As sad and romantic as its evocative title, Let’s Get Lost is a documentary about the great jazz trumpeter Chet Baker, whose death in a fall from an Amsterdam hotel window in 1988 was the final step in a lifelong dance of self-destruction. Much of the movie was shot in 1987, when Baker was clearly near the end of his long, painful road.
Let’s Get Lost is no straightforward documentary. Filmmaker Bruce Weber, a longtime fan of Baker, has created a dreamlike, black-and-white collage of interviews, music, old photographs, film clips, and new footage. It tells Baker’s history, but also conjures the feeling of a long, mournful jazz wail.
In the 1950s, young Chet Baker was a great white hope of jazz, a key figure in West Coast cool jazz, a beautiful trumpet player and a wispy, romantic vocalist. He also looked like James Dean, and Hollywood was grooming him for stardom.
He had talent, he had charm, he had…something ineffable. William Claxton, whose famous photographs of Baker in the ’50s are featured prominently in the film, says that photographing Baker gave him his first indication of what photogenic meant.
These early glimpses of the young Baker are interspersed with the wreck Weber interviewed in 1987. Baker, not yet 60, looks like an angel of death, his face heavily lined and toothless, his spirit shredded by constant drug use. Interviews with his wives, girlfriends and children create a portrait of a master manipulator, a totally unreliable friend and father.

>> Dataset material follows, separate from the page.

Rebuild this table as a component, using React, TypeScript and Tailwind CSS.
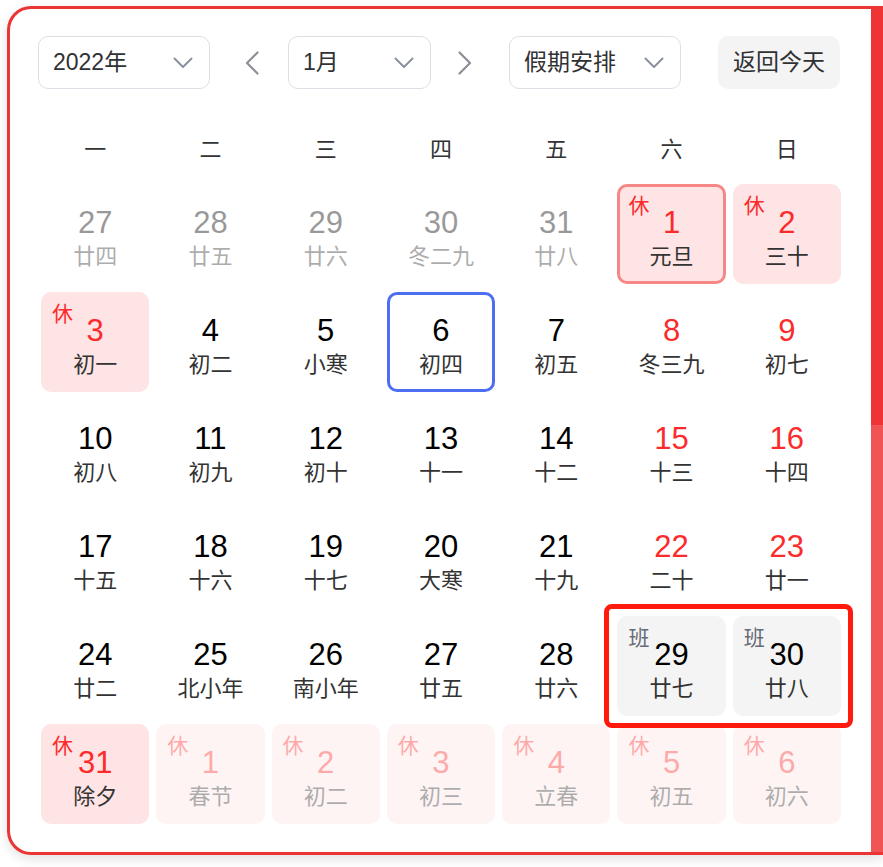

Some will see this film and dismiss Baker as a self-destructive jerk. Fine. But that doesn’t explain the music, which is as graceful and fugitive as a trail of smoke. Baker seems to have been a person so racked with pain and hurt that he was simply unable to function in the world, except to express himself through music.
Bruce Weber is a fashion photographer whose Calvin Klein campaign set the tone for advertising in this decade. As a filmmaker, he’s still drunk on images: the story in Baker’s face, the glamour of the jazz set in the 1950s. (This movie is unimaginable in color.) Weber may be mostly concerned with surfaces; he can’t explain Chet Baker. But he can fashion Baker’s dream state, his lost world.
First published in the Herald, April 1989
Slightly surprised this isn’t considered more of a classic documentary, but maybe it doesn’t fit the mold; also, it was out of circulation for a long time. The treatment fits the subject, for sure.